LIST OF EXEMPLARY EMBODIMENTS
[0055] Embodiment 1 is a method of monitoring the condition of an
air filter installed in an HVAC system of a building unit, the
method comprising: performing two-way wireless communication
between a sensing unit that is mounted within the HVAC system in a
location proximate an air filter that is installed within the HVAC
system in a machinery space of the building unit, and a
geofencing-enabled app that is resident on a mobile device that is
present in an occupied space of the building unit, wherein wireless
signals sent from the sensing unit to the mobile device, and
wireless signals sent from the mobile device to the sensing unit,
pass through an interior passage of ducting of the HVAC system with
the interior passage of the ducting acting as a waveguide that
allows transmission of the wireless signals between the
machinery-spaced-located sensing unit and the
occupied-space-located mobile device, and, wherein the
geofencing-enabled app is configured so that the app is triggered
to open communication with the sensing unit upon the mobile device
entering a geofencing boundary that is at least generally
coincident with lateral boundaries of the building unit.

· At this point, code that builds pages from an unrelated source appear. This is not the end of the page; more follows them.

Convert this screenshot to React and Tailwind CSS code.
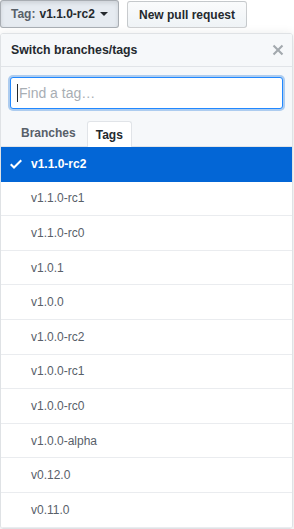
import React from "react";

const tags = [
  "v1.1.0-rc2",
  "v1.1.0-rc1",
  "v1.1.0-rc0",
  "v1.0.1",
  "v1.0.0",
  "v1.0.0-rc2",
  "v1.0.0-rc1",
  "v1.0.0-rc0",
  "v1.0.0-alpha",
  "v0.12.0",
  "v0.11.0",
];

function Check() {
  return (
    <svg viewBox="0 0 12 16" width="12" height="16" className="fill-white">
      <path d="M12 5l-8 8-4-4 1.5-1.5L4 10l6.5-6.5L12 5z" />
    </svg>
  );
}

function Close() {
  return (
    <svg viewBox="0 0 12 16" width="12" height="16" className="fill-[#a3a9ae]">
      <path d="M7.48 8l3.75 3.75-1.48 1.48L6 9.48l-3.75 3.75-1.48-1.48L4.52 8 .77 4.25l1.48-1.48L6 6.52l3.75-3.75 1.48 1.48L7.48 8z" />
    </svg>
  );
}

export default function App() {
  return (
    <div className="w-[294px] h-[529px] overflow-hidden bg-white font-['Liberation_Sans',Arial,sans-serif] text-[#24292e]">
      <div className="flex items-start gap-[8px]">
        <div className="h-[28px] w-[119px] flex items-center pl-[10px] border border-[rgba(27,31,35,0.3)] rounded-[3px] bg-[#e6ebf1] shadow-[inset_0_2px_4px_rgba(27,31,35,0.12)] text-[12px] font-bold leading-[20px]">
          <span className="text-[#586069]">Tag:</span>
          <span className="ml-[4px] text-[#24292e]">v1.1.0-rc2</span>
          <span className="ml-[5px] w-0 h-0 border-t-[4px] border-t-[#24292e] border-x-[4px] border-x-transparent"></span>
        </div>
        <div className="mt-[1px] h-[27px] w-[120px] flex items-center justify-center border border-[rgba(27,31,35,0.2)] rounded-[3px] bg-gradient-to-b from-[#fafbfc] to-[#eff3f6] text-[12px] font-bold leading-[20px] text-[#24292e]">
          New pull request
        </div>
      </div>

      <div className="mt-[5px] w-[293px] border border-[#dfe2e5] rounded-[3px] overflow-hidden shadow-[0_3px_12px_rgba(27,31,35,0.15)]">
        <div className="h-[33px] flex items-center justify-between pl-[10px] pr-[8px] bg-[#f6f8fa] border-b border-[#e1e4e8]">
          <span className="text-[12.3px] font-bold text-[#24292e]">Switch branches/tags</span>
          <Close />
        </div>
        <div className="bg-[#f6f8fa]">
          <div className="pt-[10px] px-[9px]">
            <div className="h-[32px] flex items-center bg-white border border-[#2188ff] rounded-[3px] shadow-[0_0_0_2px_rgba(3,102,214,0.3)] pl-[6px]">
              <span className="w-px h-[18px] bg-[#24292e]"></span>
              <span className="ml-px text-[14px] text-[#a8aeb4]">Find a tag…</span>
            </div>
          </div>
          <div className="mt-[12px] flex items-end pl-[10px] border-b border-[#e1e4e8] h-[26px]">
            <div className="h-[26px] flex items-center px-[9px] border border-transparent text-[12px] font-bold text-[#586069]">
              Branches
            </div>
            <div className="ml-[1px] -mb-px h-[26px] flex items-center px-[8px] bg-white border border-b-0 border-[#e1e4e8] rounded-t-[3px] text-[12px] font-bold text-[#24292e]">
              Tags
            </div>
          </div>
        </div>
        <div>
          {tags.map((t, i) =>
            i === 0 ? (
              <div key={t} className="h-[34.6px] flex items-center bg-[#0366d6] border-b border-[#0366d6] text-white text-[12px] font-bold">
                <span className="w-[30px] pl-[9px] flex items-center"><Check /></span>
                <span>{t}</span>
              </div>
            ) : (
              <div key={t} className="h-[34.6px] flex items-center border-b border-[#eaecef] text-[12px] text-[#586069] pl-[30px]">
                {t}
              </div>
            )
          )}
        </div>
      </div>
    </div>
  );
}
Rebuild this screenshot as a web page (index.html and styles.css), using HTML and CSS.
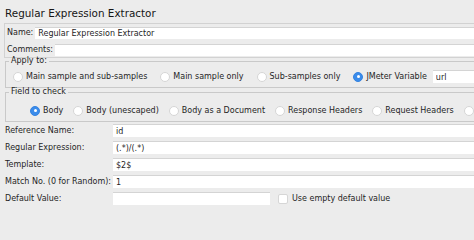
FILE: index.html
```html
<!DOCTYPE html>
<html>
<head>
<meta charset="utf-8">
<link rel="stylesheet" href="styles.css">
</head>
<body>
<div class="page">
  <div class="title">Regular Expression Extractor</div>
  <div class="namebox">
    <div class="nrow"><span class="nlabel">Name:</span><input class="field" type="text" value="Regular Expression Extractor"></div>
    <div class="nrow"><span class="nlabel">Comments:</span><input class="field" type="text" value=""></div>
  </div>
  <fieldset class="group apply">
    <legend>Apply to:</legend>
    <div class="radios">
      <span class="opt"><span class="radio"></span>Main sample and sub-samples</span>
      <span class="opt"><span class="radio"></span>Main sample only</span>
      <span class="opt"><span class="radio"></span>Sub-samples only</span>
      <span class="opt"><span class="radio on"></span>JMeter Variable</span>
      <input class="field var" type="text" value="url">
    </div>
  </fieldset>
  <fieldset class="group check">
    <legend>Field to check</legend>
    <div class="radios">
      <span class="opt"><span class="radio on"></span>Body</span>
      <span class="opt"><span class="radio"></span>Body (unescaped)</span>
      <span class="opt"><span class="radio"></span>Body as a Document</span>
      <span class="opt"><span class="radio"></span>Response Headers</span>
      <span class="opt"><span class="radio"></span>Request Headers</span>
      <span class="opt"><span class="radio"></span></span>
    </div>
  </fieldset>
  <div class="form">
    <span class="flabel">Reference Name:</span><input class="field" type="text" value="id">
    <span class="flabel">Regular Expression:</span><input class="field" type="text" value="(.*)/(.*)">
    <span class="flabel">Template:</span><input class="field" type="text" value="$2$">
    <span class="flabel">Match No. (0 for Random):</span><input class="field" type="text" value="1">
    <span class="flabel">Default Value:</span>
    <div class="defrow"><input class="field short" type="text" value=""><span class="ckbox"></span><span class="cklabel">Use empty default value</span></div>
  </div>
</div>
</body>
</html>
```

FILE: styles.css
```css
html, body {
  margin: 0;
  padding: 0;
  background: #ececec;
  overflow: hidden;
}
body {
  width: 474px;
  height: 225px;
}
.page {
  width: 520px;
  font-family: "DejaVu Sans", "Liberation Sans", sans-serif;
  font-size: 8px;
  color: #1f1f1f;
}
.title {
  height: 23px;
  line-height: 27px;
  padding-left: 5px;
  font-size: 10.4px;
  color: #161616;
}
.namebox {
  margin-left: 4px;
  border: 1px solid #d2d2d2;
  border-right: none;
  padding: 0 0 0 2px;
  height: 33px;
}
.nrow {
  display: flex;
  align-items: center;
  height: 17px;
}
.nlabel {
  padding-right: 2px;
  white-space: nowrap;
}
.field {
  -webkit-appearance: none;
  appearance: none;
  box-sizing: border-box;
  height: 12px;
  flex: 1;
  min-width: 0;
  margin: 0;
  padding: 0 0 0 3px;
  border: none;
  border-top: 1px solid #d4d4d4;
  background: #ffffff;
  font-family: inherit;
  font-size: 8px;
  color: #1f1f1f;
  outline: none;
}
.group {
  margin: 0 0 0 5px;
  padding: 0;
  border: 1px solid #c9c9c9;
  border-right: none;
  min-width: 0;
}
.group legend {
  margin-left: 3px;
  padding: 0 2px;
  height: 12px;
  line-height: 12px;
}
.radios {
  display: flex;
  align-items: center;
  height: 15px;
}
.apply {
  margin-top: -3px;
}
.apply .radios {
  margin: 2px 0 3px 7px;
  gap: 13px;
}
.check {
  margin-top: -2px;
}
.check .radios {
  margin: 5px 0 3px 24px;
  gap: 10px;
}
.opt {
  display: flex;
  align-items: center;
  gap: 3px;
  white-space: nowrap;
}
.radio {
  box-sizing: border-box;
  width: 10px;
  height: 10px;
  border-radius: 50%;
  background: #ffffff;
  border: 1px solid #d6d6d6;
  flex: none;
}
.radio.on {
  background: #3b8ceb;
  border-color: #3583e0;
  position: relative;
}
.radio.on::after {
  content: "";
  position: absolute;
  left: 2.5px;
  top: 2.5px;
  width: 3px;
  height: 3px;
  border-radius: 50%;
  background: #ffffff;
}
.var {
  height: 13px;
  margin-left: -7px;
}
.form {
  display: grid;
  grid-template-columns: 108px 1fr;
  grid-auto-rows: 17px;
  align-items: center;
  padding-left: 5px;
}
.flabel {
  white-space: nowrap;
}
.form .field {
  height: 13px;
}
.defrow {
  display: flex;
  align-items: center;
}
.defrow .short {
  flex: none;
  width: 157px;
}
.ckbox {
  box-sizing: border-box;
  width: 10px;
  height: 10px;
  margin: 0 4px 0 8px;
  background: #ffffff;
  border: 1px solid #d6d6d6;
  border-radius: 2px;
}
.cklabel {
  white-space: nowrap;
}
```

[0056] Embodiment 2 is the method of embodiment 1 wherein the
sensing unit comprises a pressure sensor and is located downstream
of the air filter, between the air filter and a blower fan of the
HVAC system.
[0057] Embodiment 3 is the method of any of embodiments 1-2 wherein
the sensing unit comprises a Bluetooth Low-Energy radio
transmitter/receiver that sends and receives wireless signals.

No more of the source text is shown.